REQUIREMENT>
Your reply should be one number: the count of lines holding the word "code".

>> begin RAW DATA

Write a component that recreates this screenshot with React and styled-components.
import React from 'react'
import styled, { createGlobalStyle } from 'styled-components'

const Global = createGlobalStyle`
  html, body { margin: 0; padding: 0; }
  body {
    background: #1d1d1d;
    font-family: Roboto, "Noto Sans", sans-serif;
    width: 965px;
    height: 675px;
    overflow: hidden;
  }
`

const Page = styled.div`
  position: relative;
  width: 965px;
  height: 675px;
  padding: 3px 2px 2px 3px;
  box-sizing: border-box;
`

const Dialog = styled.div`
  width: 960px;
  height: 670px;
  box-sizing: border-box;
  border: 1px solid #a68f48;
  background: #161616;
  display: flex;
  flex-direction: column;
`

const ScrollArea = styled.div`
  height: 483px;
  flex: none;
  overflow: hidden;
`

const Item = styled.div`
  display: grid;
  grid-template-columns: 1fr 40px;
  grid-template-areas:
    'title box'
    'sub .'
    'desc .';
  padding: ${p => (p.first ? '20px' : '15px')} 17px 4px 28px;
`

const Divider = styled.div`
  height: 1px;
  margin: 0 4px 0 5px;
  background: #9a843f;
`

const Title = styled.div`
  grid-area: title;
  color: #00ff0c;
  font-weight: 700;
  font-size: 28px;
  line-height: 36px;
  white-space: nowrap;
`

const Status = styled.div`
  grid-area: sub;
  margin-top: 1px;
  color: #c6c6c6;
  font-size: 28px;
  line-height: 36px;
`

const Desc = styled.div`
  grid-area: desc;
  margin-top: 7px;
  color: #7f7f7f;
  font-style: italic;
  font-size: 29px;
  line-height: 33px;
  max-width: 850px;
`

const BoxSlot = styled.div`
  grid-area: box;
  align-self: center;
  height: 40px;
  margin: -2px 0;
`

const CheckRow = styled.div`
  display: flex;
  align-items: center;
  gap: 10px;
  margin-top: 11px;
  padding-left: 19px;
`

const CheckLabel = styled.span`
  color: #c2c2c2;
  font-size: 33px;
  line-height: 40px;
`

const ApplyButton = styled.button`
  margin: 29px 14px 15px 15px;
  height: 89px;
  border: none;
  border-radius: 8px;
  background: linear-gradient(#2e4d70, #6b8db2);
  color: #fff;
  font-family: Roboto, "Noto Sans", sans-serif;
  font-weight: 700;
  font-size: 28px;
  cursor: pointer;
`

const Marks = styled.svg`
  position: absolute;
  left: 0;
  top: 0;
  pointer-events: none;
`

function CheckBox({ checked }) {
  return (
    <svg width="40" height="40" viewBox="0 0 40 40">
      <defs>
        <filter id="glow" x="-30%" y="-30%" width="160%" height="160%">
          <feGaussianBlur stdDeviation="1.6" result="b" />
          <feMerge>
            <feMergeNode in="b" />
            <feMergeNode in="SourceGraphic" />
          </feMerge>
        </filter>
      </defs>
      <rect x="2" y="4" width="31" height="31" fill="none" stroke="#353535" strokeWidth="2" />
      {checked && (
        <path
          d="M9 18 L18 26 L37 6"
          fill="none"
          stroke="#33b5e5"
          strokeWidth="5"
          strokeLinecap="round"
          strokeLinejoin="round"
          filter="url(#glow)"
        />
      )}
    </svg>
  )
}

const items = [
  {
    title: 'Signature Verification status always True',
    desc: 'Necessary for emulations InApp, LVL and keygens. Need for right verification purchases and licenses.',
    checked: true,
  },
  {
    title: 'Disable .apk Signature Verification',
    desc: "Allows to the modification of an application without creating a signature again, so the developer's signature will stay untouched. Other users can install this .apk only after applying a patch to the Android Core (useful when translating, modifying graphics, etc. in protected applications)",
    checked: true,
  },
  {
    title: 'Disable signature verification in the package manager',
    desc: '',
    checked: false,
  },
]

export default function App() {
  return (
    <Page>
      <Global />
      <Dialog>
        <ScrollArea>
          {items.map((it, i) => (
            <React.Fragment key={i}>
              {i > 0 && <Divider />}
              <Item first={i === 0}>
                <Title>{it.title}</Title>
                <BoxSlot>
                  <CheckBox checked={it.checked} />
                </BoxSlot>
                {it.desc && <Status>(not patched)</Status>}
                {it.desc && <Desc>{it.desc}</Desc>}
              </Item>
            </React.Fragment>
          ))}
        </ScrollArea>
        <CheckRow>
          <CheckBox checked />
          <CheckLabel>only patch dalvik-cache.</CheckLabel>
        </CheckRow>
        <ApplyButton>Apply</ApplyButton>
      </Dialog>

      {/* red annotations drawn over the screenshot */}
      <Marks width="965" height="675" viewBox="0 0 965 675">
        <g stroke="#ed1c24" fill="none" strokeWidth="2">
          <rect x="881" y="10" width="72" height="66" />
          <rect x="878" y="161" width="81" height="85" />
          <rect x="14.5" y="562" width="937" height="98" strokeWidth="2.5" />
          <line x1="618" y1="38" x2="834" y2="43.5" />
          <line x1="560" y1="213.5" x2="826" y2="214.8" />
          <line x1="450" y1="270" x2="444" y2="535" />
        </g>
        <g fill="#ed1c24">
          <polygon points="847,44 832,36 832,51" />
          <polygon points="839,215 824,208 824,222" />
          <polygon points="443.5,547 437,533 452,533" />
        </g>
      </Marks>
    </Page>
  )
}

>> end RAW DATA
>> begin RAW DATA

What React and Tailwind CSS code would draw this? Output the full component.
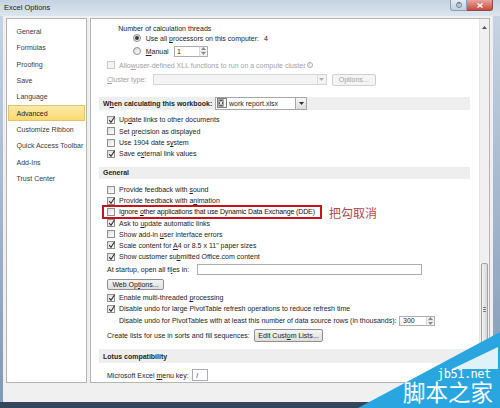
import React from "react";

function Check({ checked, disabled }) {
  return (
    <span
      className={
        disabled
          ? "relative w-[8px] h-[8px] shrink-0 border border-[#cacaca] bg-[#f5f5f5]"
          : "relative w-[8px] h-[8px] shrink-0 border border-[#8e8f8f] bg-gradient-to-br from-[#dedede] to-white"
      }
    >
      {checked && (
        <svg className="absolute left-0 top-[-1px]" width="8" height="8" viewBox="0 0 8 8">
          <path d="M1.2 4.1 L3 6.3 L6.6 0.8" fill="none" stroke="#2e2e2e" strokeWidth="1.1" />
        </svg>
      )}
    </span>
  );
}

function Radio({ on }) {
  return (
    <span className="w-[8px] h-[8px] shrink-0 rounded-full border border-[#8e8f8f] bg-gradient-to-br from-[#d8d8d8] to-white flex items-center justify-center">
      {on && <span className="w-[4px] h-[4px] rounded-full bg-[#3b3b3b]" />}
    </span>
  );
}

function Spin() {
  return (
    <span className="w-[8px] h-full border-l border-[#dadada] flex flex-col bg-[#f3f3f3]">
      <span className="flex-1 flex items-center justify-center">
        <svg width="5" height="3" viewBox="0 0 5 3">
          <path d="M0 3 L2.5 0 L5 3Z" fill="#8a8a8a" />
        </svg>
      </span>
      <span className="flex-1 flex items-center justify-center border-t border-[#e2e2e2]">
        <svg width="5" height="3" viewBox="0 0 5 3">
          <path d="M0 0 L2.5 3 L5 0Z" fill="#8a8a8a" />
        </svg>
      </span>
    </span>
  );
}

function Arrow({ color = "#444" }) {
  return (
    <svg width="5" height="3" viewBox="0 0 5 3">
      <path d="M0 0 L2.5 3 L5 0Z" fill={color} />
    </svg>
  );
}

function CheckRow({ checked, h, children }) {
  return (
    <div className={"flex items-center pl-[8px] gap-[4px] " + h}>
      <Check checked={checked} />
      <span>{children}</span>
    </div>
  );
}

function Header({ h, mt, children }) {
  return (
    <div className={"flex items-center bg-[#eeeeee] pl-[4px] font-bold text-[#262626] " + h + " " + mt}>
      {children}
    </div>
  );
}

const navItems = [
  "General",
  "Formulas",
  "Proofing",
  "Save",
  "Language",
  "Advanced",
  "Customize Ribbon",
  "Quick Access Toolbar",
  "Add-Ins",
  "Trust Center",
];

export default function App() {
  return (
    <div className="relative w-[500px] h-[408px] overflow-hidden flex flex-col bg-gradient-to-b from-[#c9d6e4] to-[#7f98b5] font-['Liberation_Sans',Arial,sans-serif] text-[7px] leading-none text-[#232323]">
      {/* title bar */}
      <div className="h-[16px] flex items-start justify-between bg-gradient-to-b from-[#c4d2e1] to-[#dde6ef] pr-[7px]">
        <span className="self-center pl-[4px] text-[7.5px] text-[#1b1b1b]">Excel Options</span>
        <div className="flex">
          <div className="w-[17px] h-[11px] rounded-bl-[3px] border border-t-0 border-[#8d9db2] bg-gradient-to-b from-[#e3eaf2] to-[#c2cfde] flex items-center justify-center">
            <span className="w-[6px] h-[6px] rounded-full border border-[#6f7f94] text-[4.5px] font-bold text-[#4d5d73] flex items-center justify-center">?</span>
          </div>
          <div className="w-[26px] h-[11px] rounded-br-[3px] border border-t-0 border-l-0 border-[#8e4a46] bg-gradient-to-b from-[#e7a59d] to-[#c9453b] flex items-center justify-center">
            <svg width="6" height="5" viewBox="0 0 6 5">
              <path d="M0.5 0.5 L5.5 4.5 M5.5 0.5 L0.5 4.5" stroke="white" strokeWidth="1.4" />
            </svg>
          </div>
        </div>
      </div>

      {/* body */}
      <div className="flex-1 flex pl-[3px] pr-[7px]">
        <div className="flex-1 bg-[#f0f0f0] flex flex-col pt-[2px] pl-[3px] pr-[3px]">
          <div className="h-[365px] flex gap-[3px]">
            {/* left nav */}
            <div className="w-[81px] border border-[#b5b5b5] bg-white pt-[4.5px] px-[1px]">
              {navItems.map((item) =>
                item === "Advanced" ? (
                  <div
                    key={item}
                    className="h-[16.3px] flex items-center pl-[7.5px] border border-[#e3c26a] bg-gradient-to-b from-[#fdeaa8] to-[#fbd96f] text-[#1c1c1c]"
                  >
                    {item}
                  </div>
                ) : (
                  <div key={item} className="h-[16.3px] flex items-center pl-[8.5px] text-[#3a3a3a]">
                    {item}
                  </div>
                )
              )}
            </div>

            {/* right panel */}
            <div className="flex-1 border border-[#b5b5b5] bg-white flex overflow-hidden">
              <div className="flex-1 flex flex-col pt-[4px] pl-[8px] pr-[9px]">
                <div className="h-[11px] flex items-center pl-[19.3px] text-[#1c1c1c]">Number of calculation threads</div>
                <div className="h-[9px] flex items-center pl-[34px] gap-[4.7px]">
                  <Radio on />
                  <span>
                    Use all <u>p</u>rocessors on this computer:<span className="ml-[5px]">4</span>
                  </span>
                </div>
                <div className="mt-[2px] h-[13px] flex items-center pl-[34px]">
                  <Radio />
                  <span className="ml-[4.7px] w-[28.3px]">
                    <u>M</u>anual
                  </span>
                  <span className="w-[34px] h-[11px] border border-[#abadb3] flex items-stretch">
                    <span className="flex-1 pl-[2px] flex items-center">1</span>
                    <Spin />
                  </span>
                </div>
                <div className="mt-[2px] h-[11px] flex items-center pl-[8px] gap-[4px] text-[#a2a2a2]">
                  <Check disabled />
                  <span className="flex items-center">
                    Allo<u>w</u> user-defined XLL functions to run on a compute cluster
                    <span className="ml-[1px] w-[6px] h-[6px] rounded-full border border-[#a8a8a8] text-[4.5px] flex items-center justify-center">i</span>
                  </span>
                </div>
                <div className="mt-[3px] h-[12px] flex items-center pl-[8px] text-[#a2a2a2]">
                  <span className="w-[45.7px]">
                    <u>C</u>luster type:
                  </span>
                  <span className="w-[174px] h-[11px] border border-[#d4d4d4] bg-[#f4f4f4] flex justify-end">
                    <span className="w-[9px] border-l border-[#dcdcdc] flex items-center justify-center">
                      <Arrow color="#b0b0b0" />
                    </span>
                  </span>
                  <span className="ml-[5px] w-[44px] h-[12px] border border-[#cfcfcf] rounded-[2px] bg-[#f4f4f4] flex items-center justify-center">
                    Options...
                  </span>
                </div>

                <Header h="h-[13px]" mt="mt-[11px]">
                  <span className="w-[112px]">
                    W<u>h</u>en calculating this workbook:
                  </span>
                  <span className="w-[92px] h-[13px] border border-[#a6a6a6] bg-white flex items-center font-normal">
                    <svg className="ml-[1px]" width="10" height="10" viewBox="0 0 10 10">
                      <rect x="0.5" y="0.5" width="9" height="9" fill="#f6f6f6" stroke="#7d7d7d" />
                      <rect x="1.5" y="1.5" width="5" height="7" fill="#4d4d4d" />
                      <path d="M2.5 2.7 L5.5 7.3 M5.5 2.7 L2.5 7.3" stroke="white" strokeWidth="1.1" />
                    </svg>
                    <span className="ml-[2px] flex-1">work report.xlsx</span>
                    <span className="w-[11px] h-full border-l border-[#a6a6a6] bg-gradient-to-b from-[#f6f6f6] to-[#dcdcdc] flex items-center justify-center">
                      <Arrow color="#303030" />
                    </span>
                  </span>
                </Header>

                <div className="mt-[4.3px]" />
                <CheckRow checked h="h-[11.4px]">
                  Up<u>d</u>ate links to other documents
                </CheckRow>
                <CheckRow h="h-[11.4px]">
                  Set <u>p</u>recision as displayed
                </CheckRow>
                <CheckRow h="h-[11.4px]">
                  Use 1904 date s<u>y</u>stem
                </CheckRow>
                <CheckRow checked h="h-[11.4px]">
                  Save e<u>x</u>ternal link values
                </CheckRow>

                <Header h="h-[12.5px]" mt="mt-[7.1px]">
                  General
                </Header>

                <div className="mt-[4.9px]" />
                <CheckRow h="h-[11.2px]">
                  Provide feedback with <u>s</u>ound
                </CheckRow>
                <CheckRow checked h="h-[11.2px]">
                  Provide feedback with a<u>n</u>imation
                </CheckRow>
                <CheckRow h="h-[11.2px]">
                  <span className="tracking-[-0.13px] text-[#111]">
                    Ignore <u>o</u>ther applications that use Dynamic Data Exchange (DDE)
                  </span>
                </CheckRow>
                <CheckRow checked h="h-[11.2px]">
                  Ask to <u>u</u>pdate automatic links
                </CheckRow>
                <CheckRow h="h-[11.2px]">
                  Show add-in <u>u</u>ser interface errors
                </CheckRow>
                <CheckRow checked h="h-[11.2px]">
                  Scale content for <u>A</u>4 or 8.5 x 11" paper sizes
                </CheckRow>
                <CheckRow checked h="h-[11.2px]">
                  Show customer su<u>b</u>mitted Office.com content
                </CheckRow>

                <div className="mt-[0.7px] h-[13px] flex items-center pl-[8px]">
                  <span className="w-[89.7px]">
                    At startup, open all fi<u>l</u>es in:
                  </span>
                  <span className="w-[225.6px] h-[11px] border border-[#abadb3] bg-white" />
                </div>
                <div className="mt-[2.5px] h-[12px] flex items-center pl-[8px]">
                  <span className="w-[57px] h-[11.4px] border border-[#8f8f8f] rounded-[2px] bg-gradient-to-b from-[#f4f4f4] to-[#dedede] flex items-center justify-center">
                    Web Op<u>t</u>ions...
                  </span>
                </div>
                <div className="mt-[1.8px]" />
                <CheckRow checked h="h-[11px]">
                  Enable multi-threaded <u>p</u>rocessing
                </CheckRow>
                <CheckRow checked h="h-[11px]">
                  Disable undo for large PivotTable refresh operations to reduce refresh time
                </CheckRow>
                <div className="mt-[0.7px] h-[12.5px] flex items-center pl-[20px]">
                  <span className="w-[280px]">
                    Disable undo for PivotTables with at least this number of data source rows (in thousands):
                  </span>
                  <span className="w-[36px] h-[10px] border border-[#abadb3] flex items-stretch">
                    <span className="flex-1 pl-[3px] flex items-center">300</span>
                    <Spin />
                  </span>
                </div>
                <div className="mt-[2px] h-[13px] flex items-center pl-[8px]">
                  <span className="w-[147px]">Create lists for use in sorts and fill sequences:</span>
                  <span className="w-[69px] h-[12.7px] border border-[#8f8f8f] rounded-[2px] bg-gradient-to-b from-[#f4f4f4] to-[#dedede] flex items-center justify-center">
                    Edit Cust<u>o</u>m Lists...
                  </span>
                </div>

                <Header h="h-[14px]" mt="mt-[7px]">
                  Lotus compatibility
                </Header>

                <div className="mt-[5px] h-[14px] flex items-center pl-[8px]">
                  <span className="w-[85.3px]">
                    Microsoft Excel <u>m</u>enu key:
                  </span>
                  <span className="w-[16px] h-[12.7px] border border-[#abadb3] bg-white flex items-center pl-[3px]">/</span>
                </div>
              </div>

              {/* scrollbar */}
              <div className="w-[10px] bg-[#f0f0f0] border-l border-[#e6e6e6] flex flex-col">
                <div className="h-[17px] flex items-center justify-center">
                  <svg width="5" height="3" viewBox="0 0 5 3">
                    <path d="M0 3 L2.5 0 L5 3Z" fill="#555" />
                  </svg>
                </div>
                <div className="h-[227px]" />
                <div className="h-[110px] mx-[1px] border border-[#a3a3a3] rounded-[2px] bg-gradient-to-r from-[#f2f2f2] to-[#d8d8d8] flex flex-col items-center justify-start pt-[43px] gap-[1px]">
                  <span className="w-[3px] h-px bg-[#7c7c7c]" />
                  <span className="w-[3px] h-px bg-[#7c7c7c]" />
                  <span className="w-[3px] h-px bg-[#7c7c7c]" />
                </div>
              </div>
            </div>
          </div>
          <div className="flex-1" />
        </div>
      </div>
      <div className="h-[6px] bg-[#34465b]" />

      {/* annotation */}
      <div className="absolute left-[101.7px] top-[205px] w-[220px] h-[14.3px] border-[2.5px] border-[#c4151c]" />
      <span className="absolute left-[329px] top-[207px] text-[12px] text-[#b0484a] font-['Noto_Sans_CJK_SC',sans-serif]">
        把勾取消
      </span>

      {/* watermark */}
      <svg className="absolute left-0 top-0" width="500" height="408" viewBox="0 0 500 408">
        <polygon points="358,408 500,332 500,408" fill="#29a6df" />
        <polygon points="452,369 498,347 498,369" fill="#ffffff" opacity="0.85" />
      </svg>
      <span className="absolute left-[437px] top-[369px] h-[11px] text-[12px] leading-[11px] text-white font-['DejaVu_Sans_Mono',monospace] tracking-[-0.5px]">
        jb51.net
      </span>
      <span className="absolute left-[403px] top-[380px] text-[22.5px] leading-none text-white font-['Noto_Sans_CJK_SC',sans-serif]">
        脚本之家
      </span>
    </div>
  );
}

>> end RAW DATA
>> begin RAW DATA

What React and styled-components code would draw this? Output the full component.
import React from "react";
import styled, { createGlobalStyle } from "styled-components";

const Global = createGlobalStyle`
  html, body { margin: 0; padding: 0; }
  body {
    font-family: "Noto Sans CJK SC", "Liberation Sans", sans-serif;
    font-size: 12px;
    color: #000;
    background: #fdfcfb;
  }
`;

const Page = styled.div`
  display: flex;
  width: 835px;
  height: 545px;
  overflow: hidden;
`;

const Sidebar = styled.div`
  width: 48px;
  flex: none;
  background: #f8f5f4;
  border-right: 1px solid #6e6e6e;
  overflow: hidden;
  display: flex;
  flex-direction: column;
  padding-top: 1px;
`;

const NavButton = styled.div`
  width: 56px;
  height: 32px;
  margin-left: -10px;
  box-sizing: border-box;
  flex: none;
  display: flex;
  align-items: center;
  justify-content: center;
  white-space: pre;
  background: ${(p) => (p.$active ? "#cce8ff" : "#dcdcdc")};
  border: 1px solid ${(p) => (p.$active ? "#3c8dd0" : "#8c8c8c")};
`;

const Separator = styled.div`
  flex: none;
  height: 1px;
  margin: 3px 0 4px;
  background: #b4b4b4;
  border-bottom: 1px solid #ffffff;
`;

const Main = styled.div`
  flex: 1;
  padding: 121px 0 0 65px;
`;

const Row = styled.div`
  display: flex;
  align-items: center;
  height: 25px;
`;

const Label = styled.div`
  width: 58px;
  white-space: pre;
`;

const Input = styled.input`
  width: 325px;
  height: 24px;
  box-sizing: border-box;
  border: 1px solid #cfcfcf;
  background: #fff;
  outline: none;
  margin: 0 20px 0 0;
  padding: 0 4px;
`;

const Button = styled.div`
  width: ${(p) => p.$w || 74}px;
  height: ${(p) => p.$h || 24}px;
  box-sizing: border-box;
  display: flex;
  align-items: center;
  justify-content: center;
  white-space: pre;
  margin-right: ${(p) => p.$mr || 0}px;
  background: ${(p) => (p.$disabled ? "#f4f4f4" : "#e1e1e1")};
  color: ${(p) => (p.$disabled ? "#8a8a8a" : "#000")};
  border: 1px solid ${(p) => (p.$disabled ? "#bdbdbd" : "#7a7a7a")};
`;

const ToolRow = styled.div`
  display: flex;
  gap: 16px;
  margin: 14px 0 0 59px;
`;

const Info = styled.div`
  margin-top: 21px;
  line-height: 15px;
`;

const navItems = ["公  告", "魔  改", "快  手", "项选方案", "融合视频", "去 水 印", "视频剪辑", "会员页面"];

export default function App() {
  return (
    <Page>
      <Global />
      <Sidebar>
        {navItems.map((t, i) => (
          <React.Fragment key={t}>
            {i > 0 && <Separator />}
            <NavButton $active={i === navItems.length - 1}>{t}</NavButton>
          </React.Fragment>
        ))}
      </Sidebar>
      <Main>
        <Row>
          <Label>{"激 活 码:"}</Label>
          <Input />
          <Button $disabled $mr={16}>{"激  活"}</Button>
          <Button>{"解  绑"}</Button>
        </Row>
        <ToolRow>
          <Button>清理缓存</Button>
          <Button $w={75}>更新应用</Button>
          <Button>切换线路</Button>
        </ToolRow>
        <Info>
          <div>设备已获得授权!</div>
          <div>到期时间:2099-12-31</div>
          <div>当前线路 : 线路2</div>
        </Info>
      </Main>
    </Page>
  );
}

>> end RAW DATA

WRITTEN REPLY>
2